- Directed by: Anthony Asquith
- Written by: Anatole de Grunwald; Terence Rattigan;
- Based on: Quiet Wedding by Esther McCracken
- Produced by: Paul Soskin
- Starring: Margaret Lockwood; Derek Farr; Marjorie Fielding; David Tomlinson;
- Cinematography: Bernard Knowles
- Edited by: Reginald Beck
- Music by: Nicholas Brodzsky
- Production company: Conqueror Productions
- Distributed by: Paramount British Pictures; Universal Pictures;
- Release date: 19 April 1941;
- Running time: 80 minutes
- Country: United Kingdom
- Language: English

= Quiet Wedding =

1941 British film by Anthony Asquith

Quiet Wedding is a 1941 British romantic comedy film directed by Anthony Asquith and starring Margaret Lockwood, Derek Farr and Marjorie Fielding. The screenplay was written by Terence Rattigan and Anatole de Grunwald based on the play Quiet Wedding by Esther McCracken. The film was remade in 1958 as Happy Is the Bride.

==Plot==
A young couple become engaged, but undergo a number of misadventures before their wedding ceremony.

==Production==
It was Lockwood's first film following a series of films with Carol Reed.

==Critical reception==
The Monthly Film Bulletin wrote: "Advantage has rightly been taken of war-time conditions to gather more actors and actresses generally acknowledged to be great artists than would have been financially possible in peace-time, and to that number has been added a sprinkling of lesser known players who, from their performance in this film, will soon join the ranks of their more famous colleagues. The photography, sound-recording, and décor leaves nothing for the fault-finder, and the producer has welded his material into something worth while. But over and above material and individual, there is the inspired direction of Anthony Asquith. No subtlety of glance, movement or dialogue has been missed, no possible highlight omitted."

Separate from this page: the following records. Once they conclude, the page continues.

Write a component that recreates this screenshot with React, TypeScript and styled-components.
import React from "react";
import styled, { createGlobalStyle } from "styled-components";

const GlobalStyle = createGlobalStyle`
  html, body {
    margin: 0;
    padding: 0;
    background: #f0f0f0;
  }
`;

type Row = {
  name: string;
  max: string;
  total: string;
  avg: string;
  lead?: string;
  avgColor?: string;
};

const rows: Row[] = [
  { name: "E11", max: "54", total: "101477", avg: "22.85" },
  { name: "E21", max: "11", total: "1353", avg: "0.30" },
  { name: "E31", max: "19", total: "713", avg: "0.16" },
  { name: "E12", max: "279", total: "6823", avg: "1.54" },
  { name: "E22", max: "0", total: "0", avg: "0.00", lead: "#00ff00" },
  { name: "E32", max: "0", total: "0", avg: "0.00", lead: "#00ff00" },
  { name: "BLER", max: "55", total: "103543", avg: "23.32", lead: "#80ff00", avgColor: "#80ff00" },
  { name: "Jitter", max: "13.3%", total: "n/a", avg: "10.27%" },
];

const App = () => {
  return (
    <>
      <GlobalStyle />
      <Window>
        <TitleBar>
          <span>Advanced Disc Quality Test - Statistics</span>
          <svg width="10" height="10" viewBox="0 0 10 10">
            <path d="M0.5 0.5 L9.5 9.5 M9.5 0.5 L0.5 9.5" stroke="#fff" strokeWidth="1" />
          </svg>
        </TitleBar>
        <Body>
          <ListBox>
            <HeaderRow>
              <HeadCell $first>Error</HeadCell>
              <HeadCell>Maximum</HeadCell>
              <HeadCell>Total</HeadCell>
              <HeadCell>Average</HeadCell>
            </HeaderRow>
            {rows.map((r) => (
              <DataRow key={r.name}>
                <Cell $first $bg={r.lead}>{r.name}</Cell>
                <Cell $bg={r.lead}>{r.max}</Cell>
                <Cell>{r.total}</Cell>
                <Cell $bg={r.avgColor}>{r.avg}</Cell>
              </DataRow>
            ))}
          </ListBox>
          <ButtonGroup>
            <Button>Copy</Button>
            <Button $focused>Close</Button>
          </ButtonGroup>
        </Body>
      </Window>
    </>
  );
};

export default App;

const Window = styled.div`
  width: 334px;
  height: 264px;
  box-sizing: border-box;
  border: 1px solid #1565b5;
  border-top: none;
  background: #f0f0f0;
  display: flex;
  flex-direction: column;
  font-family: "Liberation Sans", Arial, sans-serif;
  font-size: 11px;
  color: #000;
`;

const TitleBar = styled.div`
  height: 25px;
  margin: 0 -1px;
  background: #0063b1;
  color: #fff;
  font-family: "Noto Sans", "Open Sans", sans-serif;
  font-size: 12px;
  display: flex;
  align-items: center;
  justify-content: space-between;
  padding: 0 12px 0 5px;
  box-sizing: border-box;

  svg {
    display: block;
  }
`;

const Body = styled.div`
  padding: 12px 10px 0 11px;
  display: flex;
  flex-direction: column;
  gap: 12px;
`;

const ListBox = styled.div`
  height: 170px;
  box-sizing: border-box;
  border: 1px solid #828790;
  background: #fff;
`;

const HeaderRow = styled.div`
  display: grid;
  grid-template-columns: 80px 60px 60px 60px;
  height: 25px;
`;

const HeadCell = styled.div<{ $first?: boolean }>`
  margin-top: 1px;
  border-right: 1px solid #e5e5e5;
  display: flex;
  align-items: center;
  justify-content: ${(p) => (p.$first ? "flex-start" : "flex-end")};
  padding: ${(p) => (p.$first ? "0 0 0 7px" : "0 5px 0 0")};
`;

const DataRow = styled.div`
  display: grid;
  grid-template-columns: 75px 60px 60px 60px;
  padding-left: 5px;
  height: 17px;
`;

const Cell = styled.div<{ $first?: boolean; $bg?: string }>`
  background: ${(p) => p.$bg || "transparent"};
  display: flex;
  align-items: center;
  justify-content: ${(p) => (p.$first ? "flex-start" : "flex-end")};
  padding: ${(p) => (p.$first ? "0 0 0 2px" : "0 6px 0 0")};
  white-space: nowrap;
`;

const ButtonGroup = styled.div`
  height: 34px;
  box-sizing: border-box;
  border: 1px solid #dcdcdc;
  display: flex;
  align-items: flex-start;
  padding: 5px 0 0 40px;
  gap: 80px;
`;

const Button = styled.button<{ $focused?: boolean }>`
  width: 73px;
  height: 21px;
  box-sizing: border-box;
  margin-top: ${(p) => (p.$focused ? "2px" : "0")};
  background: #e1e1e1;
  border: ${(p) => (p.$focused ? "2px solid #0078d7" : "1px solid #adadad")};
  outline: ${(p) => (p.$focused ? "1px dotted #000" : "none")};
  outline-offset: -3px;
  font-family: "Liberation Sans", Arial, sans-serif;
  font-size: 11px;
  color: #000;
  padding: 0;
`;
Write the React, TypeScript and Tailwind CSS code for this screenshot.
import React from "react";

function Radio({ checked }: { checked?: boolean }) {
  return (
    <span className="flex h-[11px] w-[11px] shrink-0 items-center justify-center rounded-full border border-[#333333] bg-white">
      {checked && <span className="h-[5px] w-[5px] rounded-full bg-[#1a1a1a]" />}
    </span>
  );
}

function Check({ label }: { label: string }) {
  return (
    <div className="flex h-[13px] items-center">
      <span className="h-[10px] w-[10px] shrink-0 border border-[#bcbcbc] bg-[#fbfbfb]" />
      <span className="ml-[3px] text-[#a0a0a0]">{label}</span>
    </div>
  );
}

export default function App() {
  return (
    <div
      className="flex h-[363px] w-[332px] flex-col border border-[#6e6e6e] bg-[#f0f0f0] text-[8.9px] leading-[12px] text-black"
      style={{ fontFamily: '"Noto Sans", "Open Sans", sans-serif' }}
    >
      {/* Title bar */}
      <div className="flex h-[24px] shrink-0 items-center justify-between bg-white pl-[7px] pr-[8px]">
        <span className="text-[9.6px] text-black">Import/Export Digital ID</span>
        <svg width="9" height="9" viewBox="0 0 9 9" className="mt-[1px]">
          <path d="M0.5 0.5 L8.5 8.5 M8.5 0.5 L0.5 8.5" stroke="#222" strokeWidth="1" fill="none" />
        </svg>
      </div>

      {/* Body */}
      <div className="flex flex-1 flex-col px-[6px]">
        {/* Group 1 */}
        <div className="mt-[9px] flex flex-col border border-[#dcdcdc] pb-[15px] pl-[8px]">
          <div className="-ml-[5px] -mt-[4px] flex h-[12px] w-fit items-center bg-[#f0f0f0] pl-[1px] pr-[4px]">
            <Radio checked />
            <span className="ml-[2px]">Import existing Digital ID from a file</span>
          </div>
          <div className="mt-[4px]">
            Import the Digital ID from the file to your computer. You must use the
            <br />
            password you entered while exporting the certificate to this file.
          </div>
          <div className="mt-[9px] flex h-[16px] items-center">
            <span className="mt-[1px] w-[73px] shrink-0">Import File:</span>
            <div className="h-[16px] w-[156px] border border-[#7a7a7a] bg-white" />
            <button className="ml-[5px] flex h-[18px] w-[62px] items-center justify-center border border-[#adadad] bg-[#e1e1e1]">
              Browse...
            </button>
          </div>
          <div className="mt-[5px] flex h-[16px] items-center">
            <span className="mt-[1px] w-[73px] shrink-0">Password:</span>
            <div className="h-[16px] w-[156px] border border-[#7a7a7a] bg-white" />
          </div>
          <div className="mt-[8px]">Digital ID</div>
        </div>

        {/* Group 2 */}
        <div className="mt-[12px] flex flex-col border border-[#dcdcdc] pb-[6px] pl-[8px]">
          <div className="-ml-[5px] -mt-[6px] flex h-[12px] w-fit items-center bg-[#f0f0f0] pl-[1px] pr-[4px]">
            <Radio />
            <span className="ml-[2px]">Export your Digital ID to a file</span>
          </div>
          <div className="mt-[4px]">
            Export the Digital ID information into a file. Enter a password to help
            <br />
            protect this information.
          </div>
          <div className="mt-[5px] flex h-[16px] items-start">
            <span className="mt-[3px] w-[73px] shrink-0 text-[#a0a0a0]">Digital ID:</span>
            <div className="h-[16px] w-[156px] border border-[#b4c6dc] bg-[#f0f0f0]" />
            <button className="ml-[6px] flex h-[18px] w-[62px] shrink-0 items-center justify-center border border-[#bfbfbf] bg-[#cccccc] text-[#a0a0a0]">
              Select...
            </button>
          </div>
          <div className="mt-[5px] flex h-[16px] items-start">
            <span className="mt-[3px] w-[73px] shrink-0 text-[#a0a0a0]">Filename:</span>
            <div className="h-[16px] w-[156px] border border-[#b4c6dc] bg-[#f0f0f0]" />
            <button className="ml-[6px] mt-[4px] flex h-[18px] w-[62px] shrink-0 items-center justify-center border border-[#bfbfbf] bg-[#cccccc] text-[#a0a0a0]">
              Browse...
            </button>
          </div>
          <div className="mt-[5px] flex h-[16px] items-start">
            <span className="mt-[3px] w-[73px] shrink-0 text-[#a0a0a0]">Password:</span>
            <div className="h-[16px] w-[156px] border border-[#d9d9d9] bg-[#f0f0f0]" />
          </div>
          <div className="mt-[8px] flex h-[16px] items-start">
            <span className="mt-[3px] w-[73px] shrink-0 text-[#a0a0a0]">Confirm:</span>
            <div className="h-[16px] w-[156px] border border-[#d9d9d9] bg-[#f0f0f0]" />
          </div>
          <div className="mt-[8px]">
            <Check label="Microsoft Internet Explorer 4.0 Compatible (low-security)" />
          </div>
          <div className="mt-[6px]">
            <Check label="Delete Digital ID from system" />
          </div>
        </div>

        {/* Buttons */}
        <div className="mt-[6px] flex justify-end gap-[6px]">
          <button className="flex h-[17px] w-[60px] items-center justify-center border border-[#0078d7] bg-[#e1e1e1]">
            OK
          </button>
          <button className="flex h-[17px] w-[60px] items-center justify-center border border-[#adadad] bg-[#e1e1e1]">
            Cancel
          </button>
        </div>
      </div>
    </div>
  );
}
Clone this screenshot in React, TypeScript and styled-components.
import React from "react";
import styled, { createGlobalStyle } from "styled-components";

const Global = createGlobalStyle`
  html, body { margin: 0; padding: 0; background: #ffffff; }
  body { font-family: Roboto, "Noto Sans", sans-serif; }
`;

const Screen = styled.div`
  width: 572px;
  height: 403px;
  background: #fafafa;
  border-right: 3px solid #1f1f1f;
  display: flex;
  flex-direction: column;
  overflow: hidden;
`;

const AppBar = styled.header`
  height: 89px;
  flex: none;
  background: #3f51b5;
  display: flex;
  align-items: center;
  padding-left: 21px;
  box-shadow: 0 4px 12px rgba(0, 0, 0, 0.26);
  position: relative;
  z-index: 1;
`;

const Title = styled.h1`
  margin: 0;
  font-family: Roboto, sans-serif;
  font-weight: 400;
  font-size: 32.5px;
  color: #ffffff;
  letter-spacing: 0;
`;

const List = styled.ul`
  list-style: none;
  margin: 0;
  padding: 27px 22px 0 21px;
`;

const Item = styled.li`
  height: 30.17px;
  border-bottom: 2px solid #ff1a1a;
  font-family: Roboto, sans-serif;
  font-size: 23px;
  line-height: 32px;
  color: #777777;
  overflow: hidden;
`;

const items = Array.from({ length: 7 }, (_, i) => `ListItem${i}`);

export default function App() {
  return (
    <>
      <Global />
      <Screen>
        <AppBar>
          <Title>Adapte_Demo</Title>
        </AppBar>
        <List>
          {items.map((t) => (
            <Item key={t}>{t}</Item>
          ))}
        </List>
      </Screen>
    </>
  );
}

The New York Times wrote, "a foreword to the film states that its production was interrupted five times when Nazi bombs exploded on the studio, but all their destructive fury has left no visible mark on the quiet humor and the atmosphere of hearthside warmth that permeate this wisp of a tale about a young couple on the eve of their marriage...Anthony Asquith has directed with tender appreciation of his material this completely unpretentious and charming film, the component parts of which are as delicately balanced as the mechanism of a watch."

Leslie Halliwell wrote: "A semi-classic British stage comedy is admirably filmed with a splendid cast."